*** Collected material

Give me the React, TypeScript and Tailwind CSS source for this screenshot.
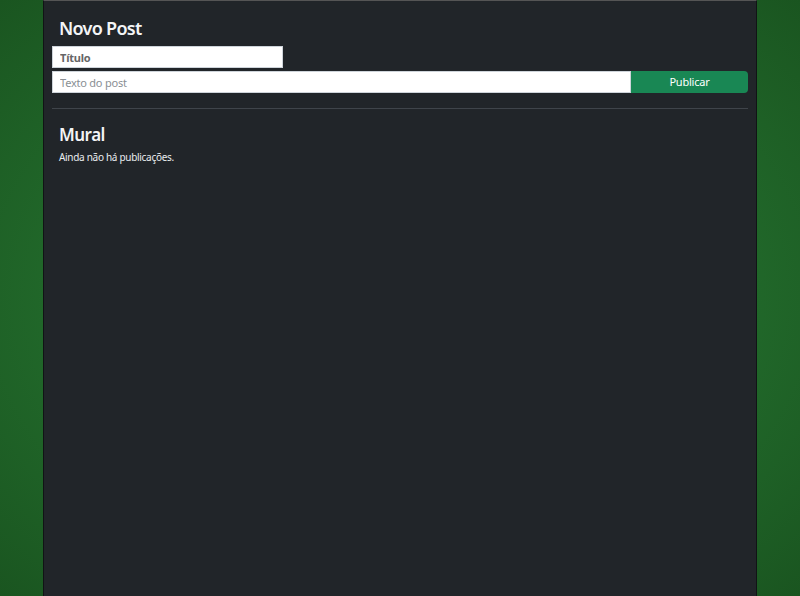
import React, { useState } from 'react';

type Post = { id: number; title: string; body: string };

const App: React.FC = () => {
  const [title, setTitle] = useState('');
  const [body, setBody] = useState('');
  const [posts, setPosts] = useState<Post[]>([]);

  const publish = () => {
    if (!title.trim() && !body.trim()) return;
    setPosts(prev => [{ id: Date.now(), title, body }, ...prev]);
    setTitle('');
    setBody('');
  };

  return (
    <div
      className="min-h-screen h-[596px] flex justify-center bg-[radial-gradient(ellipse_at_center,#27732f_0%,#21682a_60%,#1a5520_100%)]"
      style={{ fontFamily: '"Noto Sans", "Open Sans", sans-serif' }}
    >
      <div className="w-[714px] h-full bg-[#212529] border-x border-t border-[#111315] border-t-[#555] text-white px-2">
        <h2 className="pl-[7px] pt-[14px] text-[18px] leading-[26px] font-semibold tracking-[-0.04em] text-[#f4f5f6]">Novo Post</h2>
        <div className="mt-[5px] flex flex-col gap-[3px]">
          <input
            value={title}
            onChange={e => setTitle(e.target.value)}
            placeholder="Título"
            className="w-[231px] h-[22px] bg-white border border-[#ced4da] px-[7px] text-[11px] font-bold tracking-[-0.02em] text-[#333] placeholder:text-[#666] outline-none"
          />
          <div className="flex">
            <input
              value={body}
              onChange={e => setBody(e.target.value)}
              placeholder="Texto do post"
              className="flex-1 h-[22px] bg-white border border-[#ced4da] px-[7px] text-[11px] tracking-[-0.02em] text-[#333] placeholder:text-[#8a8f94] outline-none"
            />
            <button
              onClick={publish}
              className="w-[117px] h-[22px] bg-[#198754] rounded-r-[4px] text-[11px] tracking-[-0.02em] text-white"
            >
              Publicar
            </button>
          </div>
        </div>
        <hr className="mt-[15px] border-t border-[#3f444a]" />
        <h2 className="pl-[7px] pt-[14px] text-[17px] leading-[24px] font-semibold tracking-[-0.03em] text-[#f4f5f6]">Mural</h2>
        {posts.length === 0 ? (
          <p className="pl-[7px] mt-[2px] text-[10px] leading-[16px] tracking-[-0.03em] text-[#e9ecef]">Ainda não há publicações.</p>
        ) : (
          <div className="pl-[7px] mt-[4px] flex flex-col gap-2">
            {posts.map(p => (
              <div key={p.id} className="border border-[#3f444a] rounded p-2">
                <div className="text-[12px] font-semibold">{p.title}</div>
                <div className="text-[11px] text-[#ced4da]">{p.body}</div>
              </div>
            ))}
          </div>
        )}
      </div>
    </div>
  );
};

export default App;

******

* **Exercise task**: Skip every picture and return the lines above from the top through the one that contains "const [posts, setPosts]".

* **Task response**:
Give me the React, TypeScript and Tailwind CSS source for this screenshot.
import React, { useState } from 'react';

type Post = { id: number; title: string; body: string };

const App: React.FC = () => {
  const [title, setTitle] = useState('');
  const [body, setBody] = useState('');
  const [posts, setPosts] = useState<Post[]>([]);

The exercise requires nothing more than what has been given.